We're not going to use Pipelines yet. Our StreamReader approach is clear, correct, and fast enough for learning. But the gap matters: it's the difference between a server that handles hundreds of connections and one that handles hundreds of thousands. The chapter about Channels and concurrent dispatch will address the concurrency model. For now, the conversation works.

There's also no timeout handling. A client that connects and never sends anything will hold a Task open forever. The first TCP server I ever wrote had no timeout handling either. A misbehaving client held a connection open for three days before anyone noticed. The fix took ten minutes. Finding it took three days of watching connection counts climb. No authentication. No maximum command size. No protection against a client sending a $999999999 bulk string length and exhausting our memory.
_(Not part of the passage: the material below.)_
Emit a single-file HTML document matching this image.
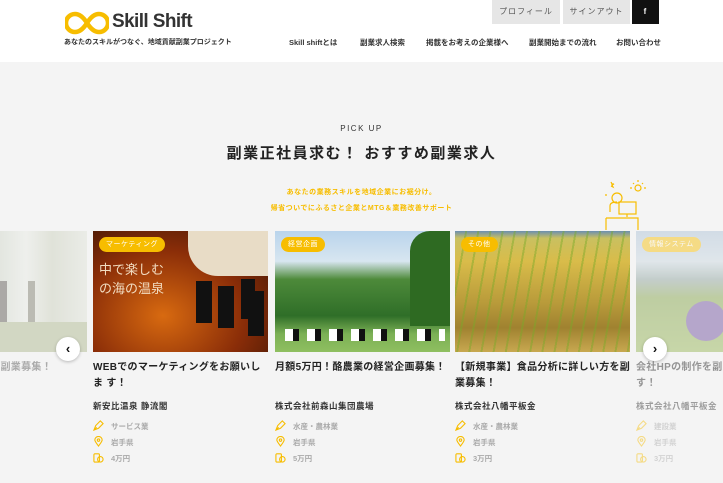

Every one of these is a production concern. Every one of them is a chapter waiting to be written in a different week. For now, our server does exactly what we need: it listens, it parses RESP, it dispatches commands, and it responds. The conversation is open.

The wire underneath

If you open Wireshark while redis-cli talks to our server, you'll see something that makes the postal metaphor concrete. Each RESP command is a TCP segment. Each response is a TCP segment back. Between them, ACK packets — the return receipts confirming delivery.

The SYN → SYN-ACK → ACK handshake at the start of the connection is the postal registration: both parties agreeing on sequence numbers (the tracking numbers for their letters). The FIN → FIN-ACK at the end is the formal close — "I have no more letters to send."

Building a server from TcpListener makes this visible in a way that HTTP frameworks hide. When you call app.MapGet("/api/users", ...) in ASP.NET, you're standing on top of Kestrel, which stands on top of System.Net.Sockets, which stands on top of the OS kernel's TCP stack. Each layer adds capability and hides complexity. Today we stood at the socket layer and saw the conversation directly.

The data structures come next — when this conversation starts carrying real data, we'll need somewhere to put it.